Of all the assets a parent leaves to his or her heirs, few spark more disputes among the children of the deceased than real property, especially the family home.
Family arguments may start because bequests are not defined clearly or because the estate is more complicated to administer than the executor anticipated. It is not uncommon for sibling disputes over real property to result in lawsuits.
If there is no clear direction through the will of the decedent, or if family disagreements arise, the executor will have to work with the principal heirs to determine whether to keep a family home, rent it or sell it outright. There will be many questions. Is there still a mortgage? Is the home in good repair? Does it require renovation? It is very possible that heirs may be emotional about the fate of the home and have differing opinions that they can only settle through legal means.
Determining the best solution
A family discussion, while everyone is still alive, is the most effective way to head off disputes that may arise over assets parents want to bequeath to their children. Surprising facts may come out; for example, the children may not care about inheriting a property that parents always assumed would remain in the family. They may be more interested in who gets the rare wine collection or the proceeds of an investment account.

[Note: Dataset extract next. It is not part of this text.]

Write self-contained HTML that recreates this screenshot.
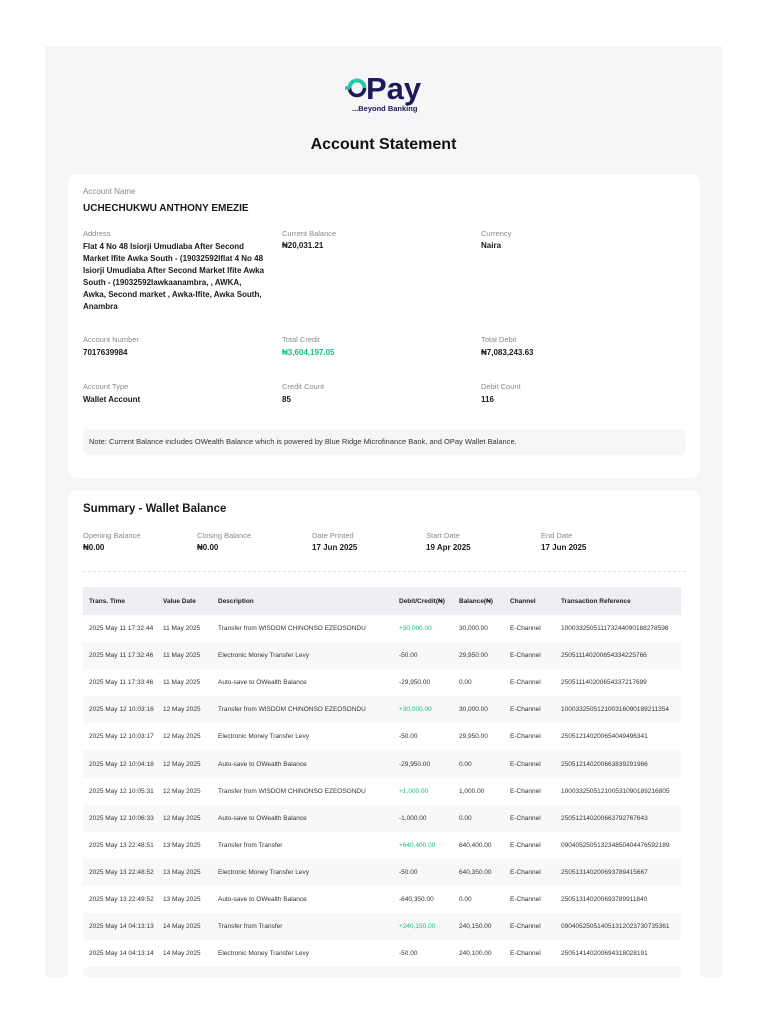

Deciding the fate of real property and dealing with squabbling heirs represent responsibilities that an executor may find difficult to manage. In such a case, the executor can rely on a team of professionals such as an attorney, an accountant and a business appraiser, who can step in to assist. Executors have a duty to protect the assets of an estate, such as the family home, but in so doing, may need to explore legal options in order to protect their own interests and the steps they are taking to fulfill their duties.